▶ Input records
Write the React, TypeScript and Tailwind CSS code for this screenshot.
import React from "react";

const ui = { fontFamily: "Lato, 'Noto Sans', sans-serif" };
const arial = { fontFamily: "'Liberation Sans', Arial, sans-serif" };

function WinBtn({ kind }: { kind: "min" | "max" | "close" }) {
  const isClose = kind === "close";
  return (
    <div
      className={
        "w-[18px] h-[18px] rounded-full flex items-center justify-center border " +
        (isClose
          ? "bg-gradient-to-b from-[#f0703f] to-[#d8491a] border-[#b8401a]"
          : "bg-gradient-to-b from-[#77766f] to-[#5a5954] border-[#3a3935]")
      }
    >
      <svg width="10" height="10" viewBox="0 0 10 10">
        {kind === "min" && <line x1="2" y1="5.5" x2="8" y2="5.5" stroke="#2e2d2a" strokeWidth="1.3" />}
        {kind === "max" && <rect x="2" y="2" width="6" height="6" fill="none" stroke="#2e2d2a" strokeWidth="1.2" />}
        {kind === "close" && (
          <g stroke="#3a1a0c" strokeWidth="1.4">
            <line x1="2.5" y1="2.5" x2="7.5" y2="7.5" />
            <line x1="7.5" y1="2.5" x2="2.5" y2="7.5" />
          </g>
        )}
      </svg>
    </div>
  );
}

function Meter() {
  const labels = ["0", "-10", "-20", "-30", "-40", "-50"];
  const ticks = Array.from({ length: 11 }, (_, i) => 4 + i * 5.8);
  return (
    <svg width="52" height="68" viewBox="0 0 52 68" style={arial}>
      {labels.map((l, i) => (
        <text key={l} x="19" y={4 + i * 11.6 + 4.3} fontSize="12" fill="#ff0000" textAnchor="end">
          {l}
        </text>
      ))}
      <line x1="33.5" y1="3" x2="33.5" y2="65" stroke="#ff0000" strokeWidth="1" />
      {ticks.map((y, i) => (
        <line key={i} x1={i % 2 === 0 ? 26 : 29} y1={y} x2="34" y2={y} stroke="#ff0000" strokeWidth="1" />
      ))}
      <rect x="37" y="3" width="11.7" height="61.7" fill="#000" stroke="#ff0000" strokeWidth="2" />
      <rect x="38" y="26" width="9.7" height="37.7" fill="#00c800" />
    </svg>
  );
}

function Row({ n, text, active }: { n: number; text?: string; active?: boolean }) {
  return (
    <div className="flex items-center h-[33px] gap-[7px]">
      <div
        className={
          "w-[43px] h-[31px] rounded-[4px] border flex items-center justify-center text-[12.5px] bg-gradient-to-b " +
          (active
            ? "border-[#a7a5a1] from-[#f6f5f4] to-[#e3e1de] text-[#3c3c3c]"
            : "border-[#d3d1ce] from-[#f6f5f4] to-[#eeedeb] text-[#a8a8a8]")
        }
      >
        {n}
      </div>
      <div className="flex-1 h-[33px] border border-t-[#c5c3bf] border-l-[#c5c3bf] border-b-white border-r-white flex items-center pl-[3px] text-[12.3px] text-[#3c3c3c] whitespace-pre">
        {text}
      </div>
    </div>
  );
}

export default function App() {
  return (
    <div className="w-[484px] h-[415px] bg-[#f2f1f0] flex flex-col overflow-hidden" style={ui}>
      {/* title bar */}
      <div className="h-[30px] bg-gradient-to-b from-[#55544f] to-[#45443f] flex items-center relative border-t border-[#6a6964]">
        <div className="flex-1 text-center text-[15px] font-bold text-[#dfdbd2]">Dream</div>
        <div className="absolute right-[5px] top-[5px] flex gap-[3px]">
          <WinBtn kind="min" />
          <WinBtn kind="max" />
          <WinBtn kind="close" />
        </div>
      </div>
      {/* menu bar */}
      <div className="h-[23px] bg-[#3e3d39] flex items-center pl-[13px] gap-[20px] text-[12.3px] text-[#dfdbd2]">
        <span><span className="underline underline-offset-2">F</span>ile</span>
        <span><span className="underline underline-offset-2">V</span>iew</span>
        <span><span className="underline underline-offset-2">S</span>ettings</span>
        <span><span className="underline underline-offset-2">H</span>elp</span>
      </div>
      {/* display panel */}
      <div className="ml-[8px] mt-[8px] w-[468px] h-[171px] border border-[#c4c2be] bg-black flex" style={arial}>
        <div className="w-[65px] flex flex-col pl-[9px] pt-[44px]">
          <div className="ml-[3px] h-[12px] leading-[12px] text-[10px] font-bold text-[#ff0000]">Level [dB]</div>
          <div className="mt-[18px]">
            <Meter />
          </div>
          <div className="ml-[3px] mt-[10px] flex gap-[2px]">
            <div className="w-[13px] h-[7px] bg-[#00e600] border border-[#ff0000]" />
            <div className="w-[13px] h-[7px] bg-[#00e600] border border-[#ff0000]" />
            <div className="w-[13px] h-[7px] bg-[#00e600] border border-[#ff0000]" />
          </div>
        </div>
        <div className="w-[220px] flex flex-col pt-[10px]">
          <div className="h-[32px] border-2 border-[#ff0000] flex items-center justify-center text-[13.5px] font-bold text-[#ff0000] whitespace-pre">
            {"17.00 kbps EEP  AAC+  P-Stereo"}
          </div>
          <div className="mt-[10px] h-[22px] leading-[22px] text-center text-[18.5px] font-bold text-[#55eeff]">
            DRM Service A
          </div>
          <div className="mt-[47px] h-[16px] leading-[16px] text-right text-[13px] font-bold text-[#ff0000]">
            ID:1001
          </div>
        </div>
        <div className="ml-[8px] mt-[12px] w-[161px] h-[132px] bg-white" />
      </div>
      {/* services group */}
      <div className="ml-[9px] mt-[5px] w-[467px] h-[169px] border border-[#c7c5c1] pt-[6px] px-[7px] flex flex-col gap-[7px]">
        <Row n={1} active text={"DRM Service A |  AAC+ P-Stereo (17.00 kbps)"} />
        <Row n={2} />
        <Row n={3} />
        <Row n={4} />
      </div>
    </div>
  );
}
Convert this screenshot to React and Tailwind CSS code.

▶ Stated exercise
Reproduce the data in full, exactly as presented.

▶ Solution to this problem
Write the React, TypeScript and Tailwind CSS code for this screenshot.
import React from "react";

const ui = { fontFamily: "Lato, 'Noto Sans', sans-serif" };
const arial = { fontFamily: "'Liberation Sans', Arial, sans-serif" };

function WinBtn({ kind }: { kind: "min" | "max" | "close" }) {
  const isClose = kind === "close";
  return (
    <div
      className={
        "w-[18px] h-[18px] rounded-full flex items-center justify-center border " +
        (isClose
          ? "bg-gradient-to-b from-[#f0703f] to-[#d8491a] border-[#b8401a]"
          : "bg-gradient-to-b from-[#77766f] to-[#5a5954] border-[#3a3935]")
      }
    >
      <svg width="10" height="10" viewBox="0 0 10 10">
        {kind === "min" && <line x1="2" y1="5.5" x2="8" y2="5.5" stroke="#2e2d2a" strokeWidth="1.3" />}
        {kind === "max" && <rect x="2" y="2" width="6" height="6" fill="none" stroke="#2e2d2a" strokeWidth="1.2" />}
        {kind === "close" && (
          <g stroke="#3a1a0c" strokeWidth="1.4">
            <line x1="2.5" y1="2.5" x2="7.5" y2="7.5" />
            <line x1="7.5" y1="2.5" x2="2.5" y2="7.5" />
          </g>
        )}
      </svg>
    </div>
  );
}

function Meter() {
  const labels = ["0", "-10", "-20", "-30", "-40", "-50"];
  const ticks = Array.from({ length: 11 }, (_, i) => 4 + i * 5.8);
  return (
    <svg width="52" height="68" viewBox="0 0 52 68" style={arial}>
      {labels.map((l, i) => (
        <text key={l} x="19" y={4 + i * 11.6 + 4.3} fontSize="12" fill="#ff0000" textAnchor="end">
          {l}
        </text>
      ))}
      <line x1="33.5" y1="3" x2="33.5" y2="65" stroke="#ff0000" strokeWidth="1" />
      {ticks.map((y, i) => (
        <line key={i} x1={i % 2 === 0 ? 26 : 29} y1={y} x2="34" y2={y} stroke="#ff0000" strokeWidth="1" />
      ))}
      <rect x="37" y="3" width="11.7" height="61.7" fill="#000" stroke="#ff0000" strokeWidth="2" />
      <rect x="38" y="26" width="9.7" height="37.7" fill="#00c800" />
    </svg>
  );
}

function Row({ n, text, active }: { n: number; text?: string; active?: boolean }) {
  return (
    <div className="flex items-center h-[33px] gap-[7px]">
      <div
        className={
          "w-[43px] h-[31px] rounded-[4px] border flex items-center justify-center text-[12.5px] bg-gradient-to-b " +
          (active
            ? "border-[#a7a5a1] from-[#f6f5f4] to-[#e3e1de] text-[#3c3c3c]"
            : "border-[#d3d1ce] from-[#f6f5f4] to-[#eeedeb] text-[#a8a8a8]")
        }
      >
        {n}
      </div>
      <div className="flex-1 h-[33px] border border-t-[#c5c3bf] border-l-[#c5c3bf] border-b-white border-r-white flex items-center pl-[3px] text-[12.3px] text-[#3c3c3c] whitespace-pre">
        {text}
      </div>
    </div>
  );
}

export default function App() {
  return (
    <div className="w-[484px] h-[415px] bg-[#f2f1f0] flex flex-col overflow-hidden" style={ui}>
      {/* title bar */}
      <div className="h-[30px] bg-gradient-to-b from-[#55544f] to-[#45443f] flex items-center relative border-t border-[#6a6964]">
        <div className="flex-1 text-center text-[15px] font-bold text-[#dfdbd2]">Dream</div>
        <div className="absolute right-[5px] top-[5px] flex gap-[3px]">
          <WinBtn kind="min" />
          <WinBtn kind="max" />
          <WinBtn kind="close" />
        </div>
      </div>
      {/* menu bar */}
      <div className="h-[23px] bg-[#3e3d39] flex items-center pl-[13px] gap-[20px] text-[12.3px] text-[#dfdbd2]">
        <span><span className="underline underline-offset-2">F</span>ile</span>
        <span><span className="underline underline-offset-2">V</span>iew</span>
        <span><span className="underline underline-offset-2">S</span>ettings</span>
        <span><span className="underline underline-offset-2">H</span>elp</span>
      </div>
      {/* display panel */}
      <div className="ml-[8px] mt-[8px] w-[468px] h-[171px] border border-[#c4c2be] bg-black flex" style={arial}>
        <div className="w-[65px] flex flex-col pl-[9px] pt-[44px]">
          <div className="ml-[3px] h-[12px] leading-[12px] text-[10px] font-bold text-[#ff0000]">Level [dB]</div>
          <div className="mt-[18px]">
            <Meter />
          </div>
          <div className="ml-[3px] mt-[10px] flex gap-[2px]">
            <div className="w-[13px] h-[7px] bg-[#00e600] border border-[#ff0000]" />
            <div className="w-[13px] h-[7px] bg-[#00e600] border border-[#ff0000]" />
            <div className="w-[13px] h-[7px] bg-[#00e600] border border-[#ff0000]" />
          </div>
        </div>
        <div className="w-[220px] flex flex-col pt-[10px]">
          <div className="h-[32px] border-2 border-[#ff0000] flex items-center justify-center text-[13.5px] font-bold text-[#ff0000] whitespace-pre">
            {"17.00 kbps EEP  AAC+  P-Stereo"}
          </div>
          <div className="mt-[10px] h-[22px] leading-[22px] text-center text-[18.5px] font-bold text-[#55eeff]">
            DRM Service A
          </div>
          <div className="mt-[47px] h-[16px] leading-[16px] text-right text-[13px] font-bold text-[#ff0000]">
            ID:1001
          </div>
        </div>
        <div className="ml-[8px] mt-[12px] w-[161px] h-[132px] bg-white" />
      </div>
      {/* services group */}
      <div className="ml-[9px] mt-[5px] w-[467px] h-[169px] border border-[#c7c5c1] pt-[6px] px-[7px] flex flex-col gap-[7px]">
        <Row n={1} active text={"DRM Service A |  AAC+ P-Stereo (17.00 kbps)"} />
        <Row n={2} />
        <Row n={3} />
        <Row n={4} />
      </div>
    </div>
  );
}
Convert this screenshot to React and Tailwind CSS code.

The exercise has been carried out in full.